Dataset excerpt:
>>

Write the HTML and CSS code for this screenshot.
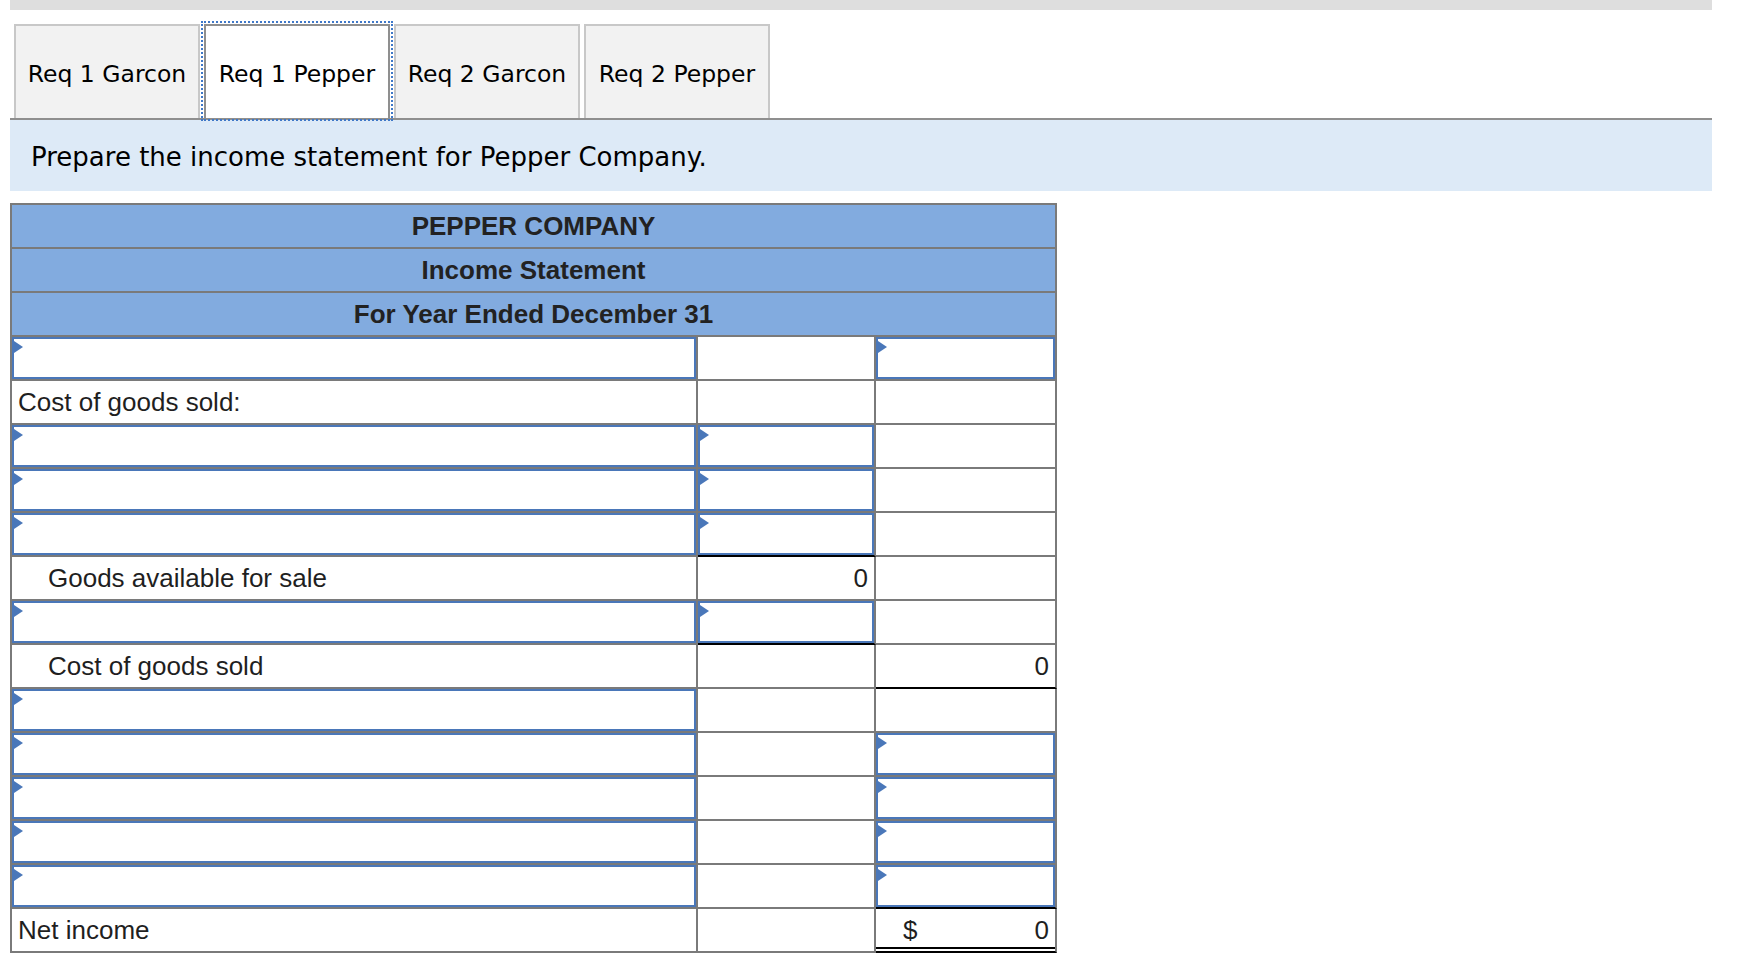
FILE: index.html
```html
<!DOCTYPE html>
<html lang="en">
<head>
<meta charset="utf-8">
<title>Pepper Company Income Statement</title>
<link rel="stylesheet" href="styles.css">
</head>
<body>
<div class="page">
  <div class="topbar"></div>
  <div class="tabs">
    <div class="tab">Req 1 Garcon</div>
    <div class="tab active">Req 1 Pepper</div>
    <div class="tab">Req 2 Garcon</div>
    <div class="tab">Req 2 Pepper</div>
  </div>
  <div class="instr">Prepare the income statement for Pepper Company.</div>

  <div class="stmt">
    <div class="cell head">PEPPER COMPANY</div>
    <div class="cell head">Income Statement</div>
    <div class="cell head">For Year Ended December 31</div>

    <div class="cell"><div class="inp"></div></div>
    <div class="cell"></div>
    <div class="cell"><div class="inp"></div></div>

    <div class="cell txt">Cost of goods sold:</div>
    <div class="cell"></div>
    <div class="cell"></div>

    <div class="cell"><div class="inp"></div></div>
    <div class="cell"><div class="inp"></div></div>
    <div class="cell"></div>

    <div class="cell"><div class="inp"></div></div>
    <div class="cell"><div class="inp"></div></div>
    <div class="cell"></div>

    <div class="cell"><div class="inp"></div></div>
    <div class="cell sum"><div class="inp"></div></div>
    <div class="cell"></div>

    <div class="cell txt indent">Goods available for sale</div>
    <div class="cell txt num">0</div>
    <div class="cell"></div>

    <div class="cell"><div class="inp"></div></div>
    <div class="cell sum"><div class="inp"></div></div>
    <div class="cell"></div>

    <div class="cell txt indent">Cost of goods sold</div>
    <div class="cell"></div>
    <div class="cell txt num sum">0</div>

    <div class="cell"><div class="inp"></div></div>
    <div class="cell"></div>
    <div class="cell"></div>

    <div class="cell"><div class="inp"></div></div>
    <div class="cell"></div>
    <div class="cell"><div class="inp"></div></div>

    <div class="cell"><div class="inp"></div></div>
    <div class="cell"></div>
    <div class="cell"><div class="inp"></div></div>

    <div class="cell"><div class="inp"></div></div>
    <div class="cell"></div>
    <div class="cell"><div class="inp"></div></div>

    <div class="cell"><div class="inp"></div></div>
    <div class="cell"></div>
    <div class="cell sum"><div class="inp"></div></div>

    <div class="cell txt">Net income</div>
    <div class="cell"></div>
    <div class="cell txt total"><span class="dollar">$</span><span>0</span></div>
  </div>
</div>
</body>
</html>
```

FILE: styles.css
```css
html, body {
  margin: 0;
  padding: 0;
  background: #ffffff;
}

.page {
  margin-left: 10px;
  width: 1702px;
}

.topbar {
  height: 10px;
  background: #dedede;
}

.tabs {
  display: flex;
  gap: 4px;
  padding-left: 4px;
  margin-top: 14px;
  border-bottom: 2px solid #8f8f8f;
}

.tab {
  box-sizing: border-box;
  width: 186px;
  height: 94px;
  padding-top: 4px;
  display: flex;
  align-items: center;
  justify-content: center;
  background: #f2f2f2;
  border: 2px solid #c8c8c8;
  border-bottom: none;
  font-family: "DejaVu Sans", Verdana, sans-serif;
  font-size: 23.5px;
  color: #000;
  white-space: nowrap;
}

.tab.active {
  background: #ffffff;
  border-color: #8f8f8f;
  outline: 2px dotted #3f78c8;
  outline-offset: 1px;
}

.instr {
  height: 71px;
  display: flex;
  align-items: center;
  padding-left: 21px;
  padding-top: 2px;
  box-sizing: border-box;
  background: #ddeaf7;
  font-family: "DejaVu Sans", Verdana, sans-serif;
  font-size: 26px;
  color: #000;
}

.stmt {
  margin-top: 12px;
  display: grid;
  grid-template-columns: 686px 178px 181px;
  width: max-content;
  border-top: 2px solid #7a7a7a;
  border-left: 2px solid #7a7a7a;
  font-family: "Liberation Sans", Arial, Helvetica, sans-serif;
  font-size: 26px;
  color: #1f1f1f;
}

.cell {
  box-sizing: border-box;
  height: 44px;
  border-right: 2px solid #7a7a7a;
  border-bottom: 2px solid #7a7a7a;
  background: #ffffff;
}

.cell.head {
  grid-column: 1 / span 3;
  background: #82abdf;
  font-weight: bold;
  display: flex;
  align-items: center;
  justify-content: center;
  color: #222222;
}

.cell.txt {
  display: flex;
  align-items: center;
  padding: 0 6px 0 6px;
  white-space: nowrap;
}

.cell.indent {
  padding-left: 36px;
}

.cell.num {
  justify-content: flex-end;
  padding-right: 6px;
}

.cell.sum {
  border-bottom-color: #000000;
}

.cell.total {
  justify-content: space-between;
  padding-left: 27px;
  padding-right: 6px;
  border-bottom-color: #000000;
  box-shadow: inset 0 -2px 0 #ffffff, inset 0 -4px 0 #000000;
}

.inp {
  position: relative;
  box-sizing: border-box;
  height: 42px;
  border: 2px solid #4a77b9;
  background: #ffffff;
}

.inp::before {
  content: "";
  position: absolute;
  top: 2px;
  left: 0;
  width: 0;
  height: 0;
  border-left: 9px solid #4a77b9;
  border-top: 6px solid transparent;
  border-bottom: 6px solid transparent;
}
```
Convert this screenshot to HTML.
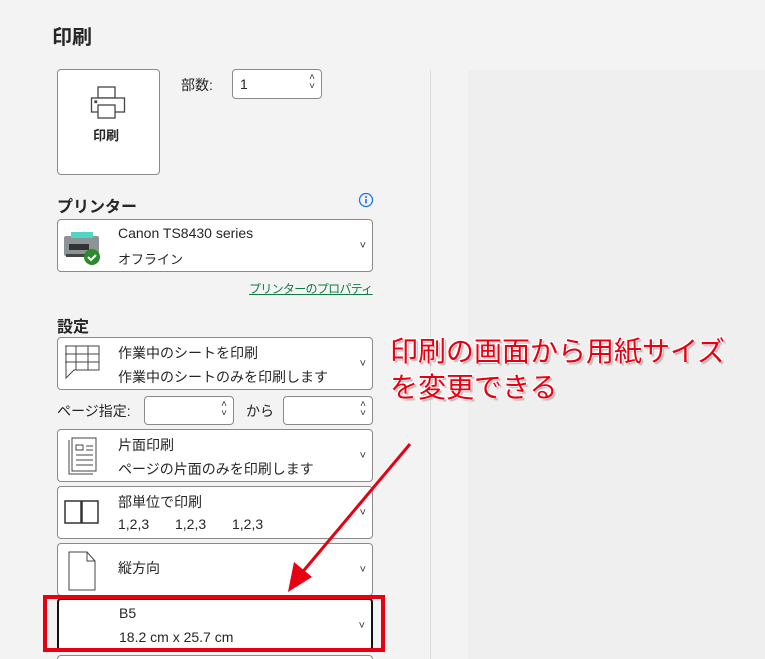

<<

*PROBLEM TO WORK ON*:
Write out the whole listing exactly, and drop the pictures.

*SOLVED PROBLEM*:
Write the HTML and CSS code for this screenshot.
FILE: index.html
```html
<!DOCTYPE html>
<html lang="en">
<head>
<meta charset="utf-8">
<title>Pepper Company Income Statement</title>
<link rel="stylesheet" href="styles.css">
</head>
<body>
<div class="page">
  <div class="topbar"></div>
  <div class="tabs">
    <div class="tab">Req 1 Garcon</div>
    <div class="tab active">Req 1 Pepper</div>
    <div class="tab">Req 2 Garcon</div>
    <div class="tab">Req 2 Pepper</div>
  </div>
  <div class="instr">Prepare the income statement for Pepper Company.</div>

  <div class="stmt">
    <div class="cell head">PEPPER COMPANY</div>
    <div class="cell head">Income Statement</div>
    <div class="cell head">For Year Ended December 31</div>

    <div class="cell"><div class="inp"></div></div>
    <div class="cell"></div>
    <div class="cell"><div class="inp"></div></div>

    <div class="cell txt">Cost of goods sold:</div>
    <div class="cell"></div>
    <div class="cell"></div>

    <div class="cell"><div class="inp"></div></div>
    <div class="cell"><div class="inp"></div></div>
    <div class="cell"></div>

    <div class="cell"><div class="inp"></div></div>
    <div class="cell"><div class="inp"></div></div>
    <div class="cell"></div>

    <div class="cell"><div class="inp"></div></div>
    <div class="cell sum"><div class="inp"></div></div>
    <div class="cell"></div>

    <div class="cell txt indent">Goods available for sale</div>
    <div class="cell txt num">0</div>
    <div class="cell"></div>

    <div class="cell"><div class="inp"></div></div>
    <div class="cell sum"><div class="inp"></div></div>
    <div class="cell"></div>

    <div class="cell txt indent">Cost of goods sold</div>
    <div class="cell"></div>
    <div class="cell txt num sum">0</div>

    <div class="cell"><div class="inp"></div></div>
    <div class="cell"></div>
    <div class="cell"></div>

    <div class="cell"><div class="inp"></div></div>
    <div class="cell"></div>
    <div class="cell"><div class="inp"></div></div>

    <div class="cell"><div class="inp"></div></div>
    <div class="cell"></div>
    <div class="cell"><div class="inp"></div></div>

    <div class="cell"><div class="inp"></div></div>
    <div class="cell"></div>
    <div class="cell"><div class="inp"></div></div>

    <div class="cell"><div class="inp"></div></div>
    <div class="cell"></div>
    <div class="cell sum"><div class="inp"></div></div>

    <div class="cell txt">Net income</div>
    <div class="cell"></div>
    <div class="cell txt total"><span class="dollar">$</span><span>0</span></div>
  </div>
</div>
</body>
</html>
```

FILE: styles.css
```css
html, body {
  margin: 0;
  padding: 0;
  background: #ffffff;
}

.page {
  margin-left: 10px;
  width: 1702px;
}

.topbar {
  height: 10px;
  background: #dedede;
}

.tabs {
  display: flex;
  gap: 4px;
  padding-left: 4px;
  margin-top: 14px;
  border-bottom: 2px solid #8f8f8f;
}

.tab {
  box-sizing: border-box;
  width: 186px;
  height: 94px;
  padding-top: 4px;
  display: flex;
  align-items: center;
  justify-content: center;
  background: #f2f2f2;
  border: 2px solid #c8c8c8;
  border-bottom: none;
  font-family: "DejaVu Sans", Verdana, sans-serif;
  font-size: 23.5px;
  color: #000;
  white-space: nowrap;
}

.tab.active {
  background: #ffffff;
  border-color: #8f8f8f;
  outline: 2px dotted #3f78c8;
  outline-offset: 1px;
}

.instr {
  height: 71px;
  display: flex;
  align-items: center;
  padding-left: 21px;
  padding-top: 2px;
  box-sizing: border-box;
  background: #ddeaf7;
  font-family: "DejaVu Sans", Verdana, sans-serif;
  font-size: 26px;
  color: #000;
}

.stmt {
  margin-top: 12px;
  display: grid;
  grid-template-columns: 686px 178px 181px;
  width: max-content;
  border-top: 2px solid #7a7a7a;
  border-left: 2px solid #7a7a7a;
  font-family: "Liberation Sans", Arial, Helvetica, sans-serif;
  font-size: 26px;
  color: #1f1f1f;
}

.cell {
  box-sizing: border-box;
  height: 44px;
  border-right: 2px solid #7a7a7a;
  border-bottom: 2px solid #7a7a7a;
  background: #ffffff;
}

.cell.head {
  grid-column: 1 / span 3;
  background: #82abdf;
  font-weight: bold;
  display: flex;
  align-items: center;
  justify-content: center;
  color: #222222;
}

.cell.txt {
  display: flex;
  align-items: center;
  padding: 0 6px 0 6px;
  white-space: nowrap;
}

.cell.indent {
  padding-left: 36px;
}

.cell.num {
  justify-content: flex-end;
  padding-right: 6px;
}

.cell.sum {
  border-bottom-color: #000000;
}

.cell.total {
  justify-content: space-between;
  padding-left: 27px;
  padding-right: 6px;
  border-bottom-color: #000000;
  box-shadow: inset 0 -2px 0 #ffffff, inset 0 -4px 0 #000000;
}

.inp {
  position: relative;
  box-sizing: border-box;
  height: 42px;
  border: 2px solid #4a77b9;
  background: #ffffff;
}

.inp::before {
  content: "";
  position: absolute;
  top: 2px;
  left: 0;
  width: 0;
  height: 0;
  border-left: 9px solid #4a77b9;
  border-top: 6px solid transparent;
  border-bottom: 6px solid transparent;
}
```
Convert this screenshot to HTML.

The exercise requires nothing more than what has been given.